横長で青地のナンバープレート、いわゆる「外交官ナンバー」は、大きく4つの種類がありますが、よく見かける四輪車用とは別に二輪車用もあるのだそう。二輪車用には一般なら装着する必要のない封印まで付くみたいです。

外交官ナンバーの「種類」とは

 公道を走る場合、基本的には自動車の前後に「自動車登録番号標」、いわゆる「ナンバープレート」を取り付ける必要があります。黄色や白、緑や黒の板に地名やひらがな、数字が並んだものが一般的(一部アルファベット有)ですが、中には青地の板に「外」などの文字が書かれたものもあります。

 これは「外交官ナンバー」などと呼ばれるものです。東京や大阪などでよく見かけますが、これを取り付けるのは、外国の大使や領事といった外交官が使う車両で、その見た目から「ブルーナンバー」と呼ばれたりもします。

 この青地プレートに書かれる文字は「外」「領」「代」の3種類。「外」と「領」はそれぞれ外交団や領事団が、「代」は外国代表部や国際機関が使うクルマですが、実は、外交官ナンバーはもう1種類存在します。

 それは「○で囲まれた“外”」のナンバーで、特命全権大使、つまり大使館のトップが使う公用車を指します。同じ外交団の車両でも大使が使うクルマは区別されているのです。

 このように特殊なものであるため、所管する官庁も一般的なナンバープレートの場合は国土交通省なのに対して、外交官ナンバーは外務省と異なっています。ゆえに、普通自動車などでよく見かける封印も、外交官ナンバーの車両は専用のものが用いられています。

オートバイなのに封印!? その意外なワケ

 一般的な登録自動車の封印は、東京都であれば「東」、神奈川県であれば「神」など、その車両を登録した場所を管轄する陸運局のものが取り付けられます。では外務省が管理する外交官ナンバーの場合はどうなるかとなると、「外」の字の封印が取り付けられます

 ちなみに、この外交官ナンバー、軽自動車やオートバイすなわち自動二輪車にも適用されます。最近では2022年7月にティムラズ・レジャバ駐日ジョージア大使が公式ツイッターで公開して話題になりました。

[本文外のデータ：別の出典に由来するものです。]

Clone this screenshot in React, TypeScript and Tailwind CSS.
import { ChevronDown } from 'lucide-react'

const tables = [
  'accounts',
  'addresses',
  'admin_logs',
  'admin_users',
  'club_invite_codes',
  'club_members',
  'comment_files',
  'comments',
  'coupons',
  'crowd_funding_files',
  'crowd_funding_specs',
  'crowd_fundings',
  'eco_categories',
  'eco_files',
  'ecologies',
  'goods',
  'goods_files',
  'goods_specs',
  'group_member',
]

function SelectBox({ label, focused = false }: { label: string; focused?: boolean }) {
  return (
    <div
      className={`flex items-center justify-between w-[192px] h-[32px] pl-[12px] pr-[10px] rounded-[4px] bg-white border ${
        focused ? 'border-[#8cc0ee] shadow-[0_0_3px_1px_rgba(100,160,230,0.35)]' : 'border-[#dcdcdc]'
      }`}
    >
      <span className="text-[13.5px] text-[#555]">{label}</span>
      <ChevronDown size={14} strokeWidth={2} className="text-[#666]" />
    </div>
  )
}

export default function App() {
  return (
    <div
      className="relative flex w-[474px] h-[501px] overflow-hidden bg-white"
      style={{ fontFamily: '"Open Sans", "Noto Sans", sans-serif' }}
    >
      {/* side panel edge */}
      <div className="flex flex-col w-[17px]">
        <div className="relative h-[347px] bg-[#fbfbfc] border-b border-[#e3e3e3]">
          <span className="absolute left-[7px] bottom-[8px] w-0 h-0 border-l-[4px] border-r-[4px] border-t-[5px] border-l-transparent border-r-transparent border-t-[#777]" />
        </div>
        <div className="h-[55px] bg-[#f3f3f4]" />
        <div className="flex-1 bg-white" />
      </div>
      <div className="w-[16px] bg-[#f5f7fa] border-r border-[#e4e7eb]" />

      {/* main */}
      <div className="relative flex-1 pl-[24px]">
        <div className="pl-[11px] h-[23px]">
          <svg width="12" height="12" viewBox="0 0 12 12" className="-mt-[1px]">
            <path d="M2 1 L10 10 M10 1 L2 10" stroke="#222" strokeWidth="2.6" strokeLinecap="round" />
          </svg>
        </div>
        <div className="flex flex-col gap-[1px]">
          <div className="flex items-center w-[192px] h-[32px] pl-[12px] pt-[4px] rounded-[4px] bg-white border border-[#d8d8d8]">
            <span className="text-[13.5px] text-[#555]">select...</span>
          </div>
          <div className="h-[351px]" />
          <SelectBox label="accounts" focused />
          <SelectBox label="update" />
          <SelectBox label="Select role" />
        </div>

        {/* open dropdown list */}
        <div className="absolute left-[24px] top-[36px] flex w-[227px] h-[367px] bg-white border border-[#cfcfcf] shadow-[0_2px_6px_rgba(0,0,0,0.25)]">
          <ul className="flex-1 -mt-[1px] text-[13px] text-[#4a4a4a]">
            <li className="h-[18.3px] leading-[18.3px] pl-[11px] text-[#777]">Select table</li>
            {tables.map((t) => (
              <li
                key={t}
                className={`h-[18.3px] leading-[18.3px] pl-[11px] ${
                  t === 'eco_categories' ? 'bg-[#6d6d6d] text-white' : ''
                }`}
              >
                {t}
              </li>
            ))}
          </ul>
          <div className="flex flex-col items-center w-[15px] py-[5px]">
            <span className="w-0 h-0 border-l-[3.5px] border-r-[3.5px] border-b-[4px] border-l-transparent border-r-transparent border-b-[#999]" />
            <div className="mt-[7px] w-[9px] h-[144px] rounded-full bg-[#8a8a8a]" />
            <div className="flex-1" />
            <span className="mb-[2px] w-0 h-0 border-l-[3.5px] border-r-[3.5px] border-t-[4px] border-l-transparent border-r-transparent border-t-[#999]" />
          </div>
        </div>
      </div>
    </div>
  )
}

 ただ、オートバイの場合、ナンバープレートの封印はいらないのに、外交官ナンバーを取り付けた当該車両はあえて封印が付いており、なおかつ四輪車のものとは異なる形状でした。

 これは、一概にナンバープレートといっても、一般的なオートバイのものは「自動車登録番号標」ではなく「車両番号標」というものになり、異なる扱いを受けるからです。対して、外交官ナンバーの場合は、その区別がなく、四輪車と同じ外務省管理のものとなるため、二輪車であっても封印が付くのです。

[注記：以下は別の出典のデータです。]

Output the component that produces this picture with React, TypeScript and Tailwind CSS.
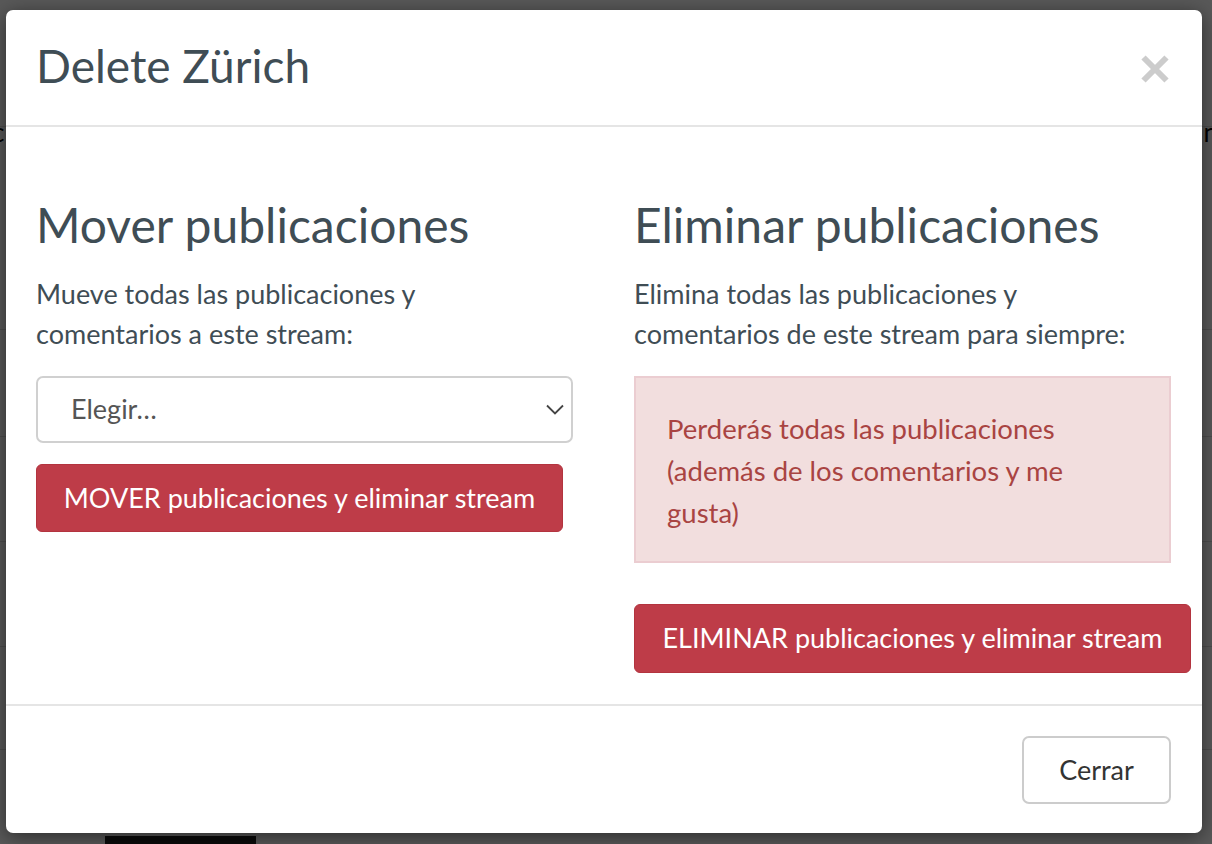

 なお、こうした外交官ナンバーのクルマは不可侵権と治外法権が認められていますが、その「外交特権」を背景に、駐車違反やその違反金の踏み倒しなどが問題となっています。外務省は国内法を尊重するよう各国に直接申し入れを行い、違反の件数は2018年からの3年間で3分の1ほどに減少しましたが、2021年からは、違反金などが未納の場合にガソリン税の免税措置を講じない対策に踏み切っています。